Il fuoco continuò la sua devastazione per tutta la notte e il territorio che si presentò agli occhi degli astanti, dopo il suo spegnimento, formava un disordine infernale e non dava l’impressione che fino al giorno prima lì ci fossero stati centinaia di abitazioni e di edifici pubblici. Invero, un giornalista in un suo articolo scrisse che «nell’area non c’è traccia di abitazioni umane; il territorio è una landa desolata, in cui solamente a fatica si riesce a riconoscere dove prima esistevano strade».
Le vittime in città furono quantificate fra 500 e 800, alle quali si aggiunsero quelle delle pianure che furono fra 1.300 e 2.400; i numeri ballerini si devono al fatto che anche gli uffici anagrafici andarono in cenere, portando con sé tutti i documenti relativi, per cui non fu possibile fare un esatto bilancio delle vittime.
Non si sa nulla sulla causa dello scoppio di quel maledetto incendio. Non mancarono coloro che ritennero ci sia stato un intervento alieno o di comete, comunque fu ribadito nelle sedi competenti che, pur essendo il periodo secco particolarmente favorevole allo scoppio di incendi, non mancò l’incuria da parte delle autorità cittadine, oltretutto lasciando l’ambiente in condizioni che peggiori non potevano essere, giacché non fu fatto quanto sarebbe stato necessario al fine di evitare il compiersi di quell’immane tragedia.

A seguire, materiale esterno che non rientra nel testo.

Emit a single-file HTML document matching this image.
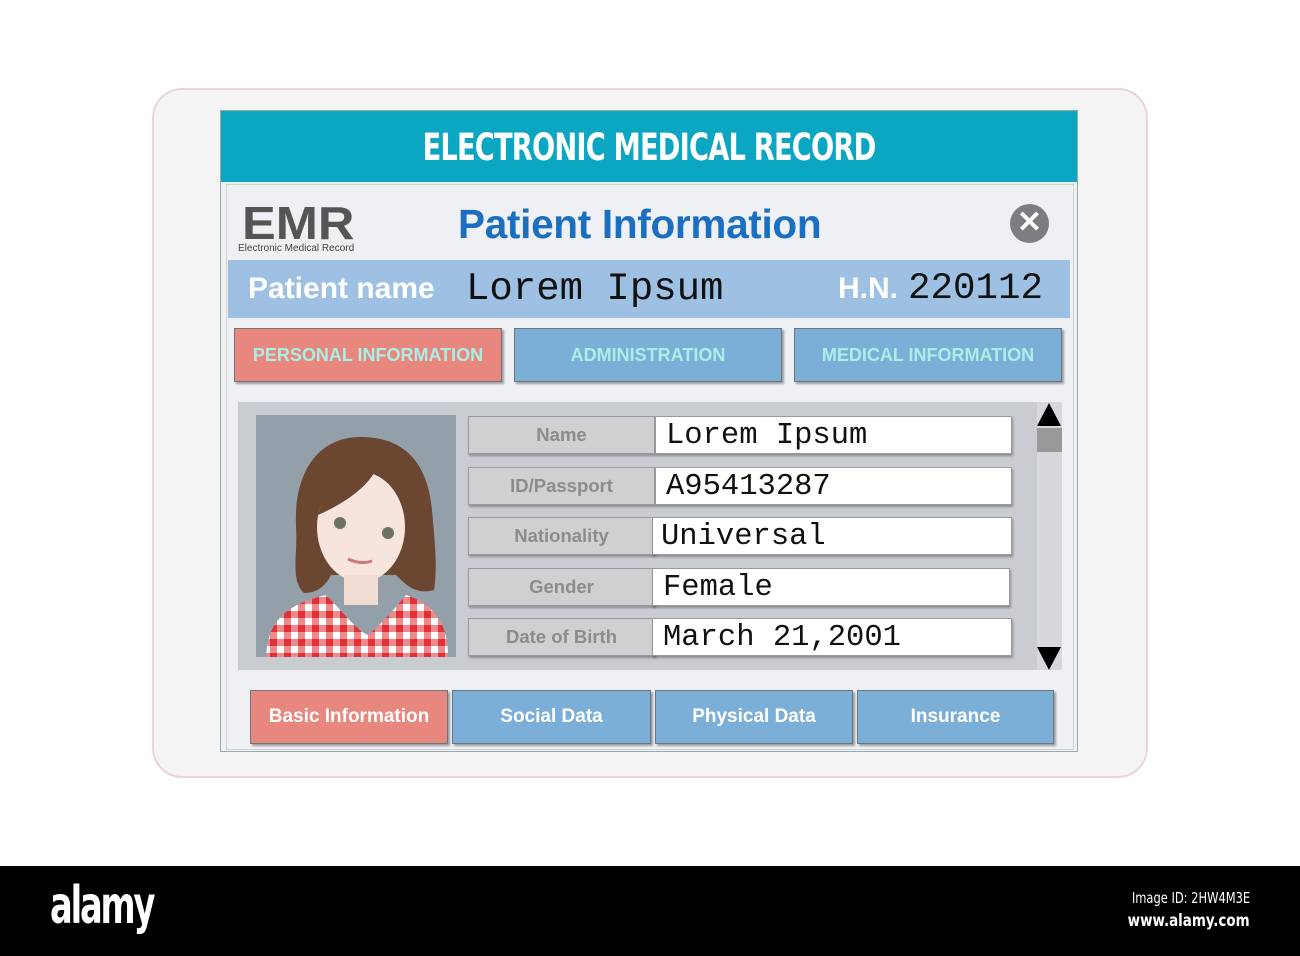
<!DOCTYPE html>
<html><head><meta charset="utf-8"><style>
*{margin:0;padding:0;box-sizing:border-box}
body{width:1300px;height:956px;background:#fff;position:relative;overflow:hidden;font-family:"Liberation Sans",sans-serif}
.a{position:absolute;white-space:nowrap}
.tab{position:absolute;display:flex;align-items:center;justify-content:center;font-weight:bold;border:1px solid #6d7680;box-shadow:2px 2px 2px rgba(0,0,0,.35);white-space:nowrap}
.lbl{position:absolute;left:468px;width:187px;height:38px;background:#cfd0d2;border:1px solid #9a9a9a;box-shadow:1px 2px 2px rgba(0,0,0,.3);color:#8c8c8c;font-weight:bold;font-size:18.5px;display:flex;align-items:center;justify-content:center}
.val{position:absolute;left:655px;width:357px;height:38px;background:#fff;border:1px solid #9a9a9a;box-shadow:1px 2px 2px rgba(0,0,0,.3);font-family:"Liberation Mono",monospace;font-size:30.5px;color:#111;padding-left:10px;line-height:38px}
</style></head><body>
<div class="a" style="left:152px;top:88px;width:996px;height:690px;border-radius:30px;background:#f4f4f5;border:2px solid #ecd3d8"></div>
<div class="a" style="left:220px;top:110px;width:858px;height:642px;background:#eef0f4;border:1px solid #9aa"></div>
<div class="a" style="left:221px;top:111px;width:856px;height:71px;background:#0aa6c2"></div>
<div class="a" style="left:221px;top:111px;width:856px;height:71px;color:#fff;font-family:'DejaVu Sans Condensed',sans-serif;font-weight:bold;font-size:37px;text-align:center;line-height:74px;letter-spacing:-1px;transform:scaleX(0.82)">ELECTRONIC MEDICAL RECORD</div>
<div class="a" style="left:226px;top:184px;width:848px;height:566px;border:1px solid #d0d3d8"></div>
<div class="a" style="left:242px;top:196px;font-size:46px;font-weight:bold;color:#555;transform:scaleX(1.1);transform-origin:left">EMR</div>
<div class="a" style="left:238px;top:243px;font-size:10px;color:#444">Electronic Medical Record</div>
<div class="a" style="left:458px;top:201px;font-size:40.5px;font-weight:bold;color:#1a6fc0;letter-spacing:-0.3px">Patient Information</div>
<div class="a" style="left:1010px;top:204px;width:39px;height:39px;border-radius:50%;background:#7c7d80;color:#fff;text-align:center;line-height:38px;font-size:30px;font-weight:bold">✕</div>
<div class="a" style="left:228px;top:260px;width:842px;height:58px;background:#9dc0e3"></div>
<div class="a" style="left:248px;top:272px;font-size:30px;font-weight:bold;color:#fff">Patient name</div>
<div class="a" style="left:466px;top:267px;font-family:'Liberation Mono',monospace;font-size:39px;color:#111">Lorem Ipsum</div>
<div class="a" style="left:838px;top:272px;font-size:30px;font-weight:bold;color:#fff">H.N.</div>
<div class="a" style="left:908px;top:268px;font-family:'Liberation Mono',monospace;font-size:37.5px;color:#111">220112</div>
<div class="tab" style="left:234px;top:328px;width:268px;height:54px;background:#e8877e;color:#a8f0e6;font-size:18px">PERSONAL INFORMATION</div>
<div class="tab" style="left:514px;top:328px;width:268px;height:54px;background:#7bafd8;color:#a8f0e6;font-size:18px">ADMINISTRATION</div>
<div class="tab" style="left:794px;top:328px;width:268px;height:54px;background:#7bafd8;color:#a8f0e6;font-size:18px">MEDICAL INFORMATION</div>
<div class="a" style="left:238px;top:402px;width:824px;height:268px;background:#c9ccd1"></div>
<div class="a" style="left:1037px;top:402px;width:25px;height:268px;background:#d6d8db"></div>
<div class="a" style="left:1037px;top:403px;width:0;height:0;border-left:12px solid transparent;border-right:12px solid transparent;border-bottom:23px solid #000"></div>
<div class="a" style="left:1037px;top:428px;width:25px;height:24px;background:#999"></div>
<div class="a" style="left:1037px;top:647px;width:0;height:0;border-left:12px solid transparent;border-right:12px solid transparent;border-top:23px solid #000"></div>
<svg class="a" style="left:256px;top:415px" width="200" height="242" viewBox="0 0 200 242">
<defs><pattern id="g" width="14" height="14" patternUnits="userSpaceOnUse"><rect width="14" height="14" fill="#fff"/><rect width="7" height="14" fill="#f08a8a"/><rect width="14" height="7" fill="#f08a8a"/><rect width="7" height="7" fill="#e0303a"/></pattern></defs>
<rect width="200" height="242" fill="#939fa9"/>
<path d="M105 22C60 22 38 60 40 110 42 140 34 165 48 178 62 178 70 170 75 160L140 160C150 170 160 180 178 175 182 150 178 120 176 95 172 50 150 22 105 22Z" fill="#6b4630"/>
<ellipse cx="105" cy="112" rx="44" ry="55" fill="#f6e4dd"/>
<path d="M62 100C70 60 100 45 130 52 150 60 160 80 162 110 150 80 130 65 118 58 108 75 85 90 62 100Z" fill="#6b4630"/>
<rect x="88" y="160" width="34" height="30" fill="#f0dcd3"/>
<path d="M10 242C12 205 30 190 70 180 90 200 100 215 112 220 125 210 140 192 150 180 180 190 192 210 192 242Z" fill="url(#g)"/>
<circle cx="84" cy="108" r="6" fill="#6f7062"/><circle cx="132" cy="118" r="6" fill="#6f7062"/>
<path d="M92 144Q105 150 116 146" stroke="#d07878" stroke-width="3" fill="none"/>
</svg>
<div class="lbl" style="top:416px">Name</div><div class="val" style="top:416px">Lorem Ipsum</div>
<div class="lbl" style="top:467px">ID/Passport</div><div class="val" style="top:467px">A95413287</div>
<div class="lbl" style="top:517px">Nationality</div><div class="val" style="top:517px;left:652px;width:360px;padding-left:8px">Universal</div>
<div class="lbl" style="top:568px">Gender</div><div class="val" style="top:568px;left:652px;width:358px">Female</div>
<div class="lbl" style="top:618px">Date of Birth</div><div class="val" style="top:618px;left:652px;width:360px">March 21,2001</div>
<div class="tab" style="left:250px;top:690px;width:198px;height:54px;background:#e8877e;color:#fff;font-size:19px">Basic Information</div>
<div class="tab" style="left:452px;top:690px;width:199px;height:54px;background:#7bafd8;color:#fff;font-size:19px">Social Data</div>
<div class="tab" style="left:655px;top:690px;width:198px;height:54px;background:#7bafd8;color:#fff;font-size:19px">Physical Data</div>
<div class="tab" style="left:857px;top:690px;width:197px;height:54px;background:#7bafd8;color:#fff;font-size:19px">Insurance</div>
<div class="a" style="left:0;top:866px;width:1300px;height:90px;background:#000"></div>
<div class="a" style="left:50px;top:876px;font-family:'DejaVu Sans Condensed',sans-serif;font-weight:bold;font-size:52px;color:#fff;letter-spacing:-3px;transform:scaleX(0.72);transform-origin:left">alamy</div>
<div class="a" style="right:50px;top:889px;font-family:'DejaVu Sans Condensed',sans-serif;font-size:15px;color:#fff;transform:scaleX(0.85);transform-origin:right">Image ID: 2HW4M3E</div>
<div class="a" style="right:50px;top:911px;font-family:'DejaVu Sans Condensed',sans-serif;font-size:17px;font-weight:bold;color:#fff;transform:scaleX(0.88);transform-origin:right">www.alamy.com</div>
</body></html>
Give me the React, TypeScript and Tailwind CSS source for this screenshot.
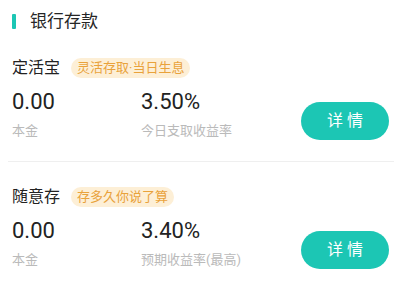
import React from 'react';

const FONT = { fontFamily: 'Roboto, "Noto Sans CJK SC", sans-serif' };

interface Product {
  name: string;
  tag: string;
  amount: string;
  rate: string;
  rateLabel: string;
}

const PRODUCTS: Product[] = [
  { name: '定活宝', tag: '灵活存取·当日生息', amount: '0.00', rate: '3.50%', rateLabel: '今日支取收益率' },
  { name: '随意存', tag: '存多久你说了算', amount: '0.00', rate: '3.40%', rateLabel: '预期收益率(最高)' },
];

function ProductRow({ p }: { p: Product }) {
  return (
    <div className="flex flex-col">
      <div className="flex items-center h-[22px] gap-[11px]">
        <span className="text-[16px] leading-[22px] text-[#222]">{p.name}</span>
        <span className="h-[20px] px-[6px] rounded-full bg-[#fdefd6] text-[#e9a23b] text-[13px] leading-[20px]">
          {p.tag}
        </span>
      </div>
      <div className="flex items-end mt-[10px]">
        <div className="w-[129px] flex flex-col">
          <span className="text-[22px] leading-[26px] text-[#222]">{p.amount}</span>
          <span className="mt-[7px] text-[13px] leading-[18px] text-[#bababa]">本金</span>
        </div>
        <div className="flex-1 flex flex-col">
          <span className="text-[22px] leading-[26px] text-[#222]">{p.rate}</span>
          <span className="mt-[7px] text-[13px] leading-[18px] text-[#bababa]">{p.rateLabel}</span>
        </div>
        <button className="w-[88px] h-[38px] rounded-full bg-[#1cc6b4] text-white text-[16px] leading-[38px] mr-px">
          详 情
        </button>
      </div>
    </div>
  );
}

export default function App() {
  return (
    <div className="w-[402px] h-[286px] bg-white pl-3 pr-3 pt-[11px] overflow-hidden" style={FONT}>
      <div className="flex items-center h-[20px] gap-[14px]">
        <div className="w-[4px] h-[15px] bg-[#1cc6b4] rounded-[1px]" />
        <span className="text-[17px] leading-[20px] text-[#262626]">银行存款</span>
      </div>
      <div className="mt-[26px]">
        <ProductRow p={PRODUCTS[0]} />
      </div>
      <div className="h-px bg-[#efefef] -mx-1 mt-[21px]" />
      <div className="mt-[24px]">
        <ProductRow p={PRODUCTS[1]} />
      </div>
    </div>
  );
}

La cittadina è stata ricostruita e attualmente ha attorno ai 3.500 abitanti. Il «Peshtigo Fire Museum» («Museo dell’Incendio di Peshtigo») raccoglie oggetti e un memoriale che ricordano la triste vicenda.
Che ci sia stata una coincidenza temporale fra l’incendio di Peshtigo e quello di Chicago (e quelli delle località ricordate più sopra) è da ritenersi casuale, favoriti tutti da condizioni ambientali ottimali (tempo asciutto e vento), ma senza connessioni di sorta. Il fatto che l’incendio di Chicago abbia avuto una risonanza mondiale fu dovuto alla notorietà della grande città, che ha messo la cittadina di Peshtigo in un angolo, tanto che la sua tragedia passò alla storia come il «fuoco dimenticato» di Peshtigo. Ma non sarebbe corretto dimenticare l’enorme differenza fra i numeri delle vittime degli incendi delle due località.